We could have predicted this right back at the start for any phenotype that has significant effects on reproductive success. Natural selection will eliminate any alleles that have significant additive detrimental effects on fitness. It will by definition leave only those alleles where the causal chain is too obscure/indirect to allow selection to operate. These will thus also be too obscure/indirect to be detected in our studies, and too contingent on other factors to be useful for prediction.
Short version: If you can use a given gene variant to reliably diagnose or predict a disease, then evolution can, will, and already has gotten rid of it.
Peter,
As far as you go, one would agree that this is the general gist of population genetics views of things. But the jury is still out as to the degree to which missing heritability is due to interactions, and the traits being studied are largely post-reproductive and not affecting fitness. Even just additive contributions should be less diverse in the tails of the distribution by the usual, if informal, model assumptions.

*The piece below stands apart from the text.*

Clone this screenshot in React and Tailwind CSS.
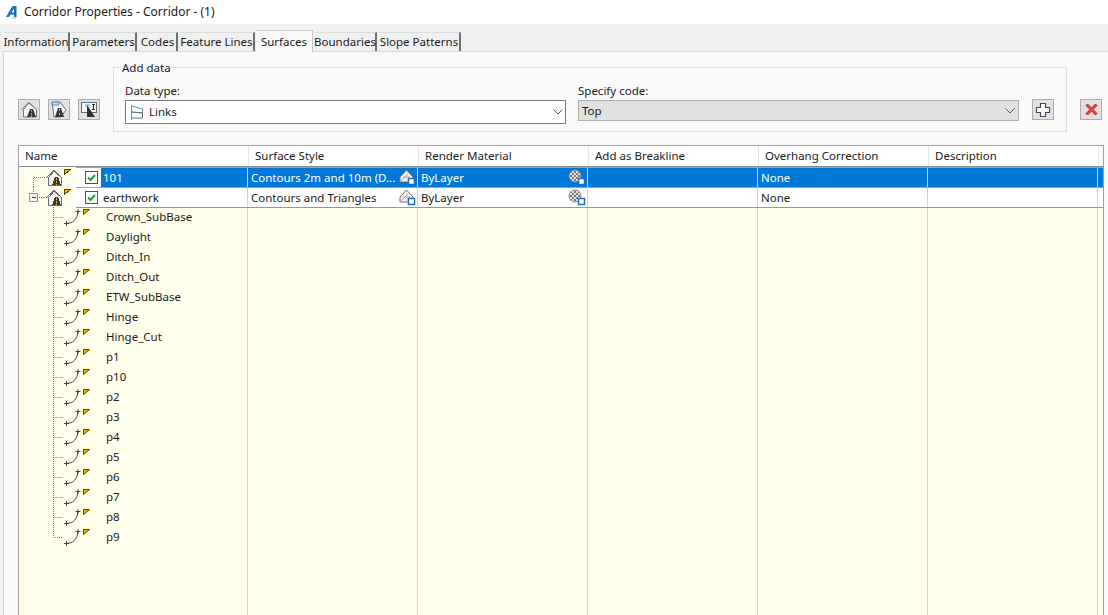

If very large, individual-specific collections of very rare, mainly very weak, factors are responsible our typical models will not be finding them (and they aren't). Also, things are similar for non-disease traits. I do think that selection by nature and prediction by Francis Collins are similar in terms of allelic or genotypic effects.
Interactions need not be simple pairwise ones, however. An allele can interact in a distribution of ways depending on context. Some may put the result in the tail of the trait distribution. Our models just aren't looking for things like that, in my view, and I don't think anything I've said here disagrees with your comments.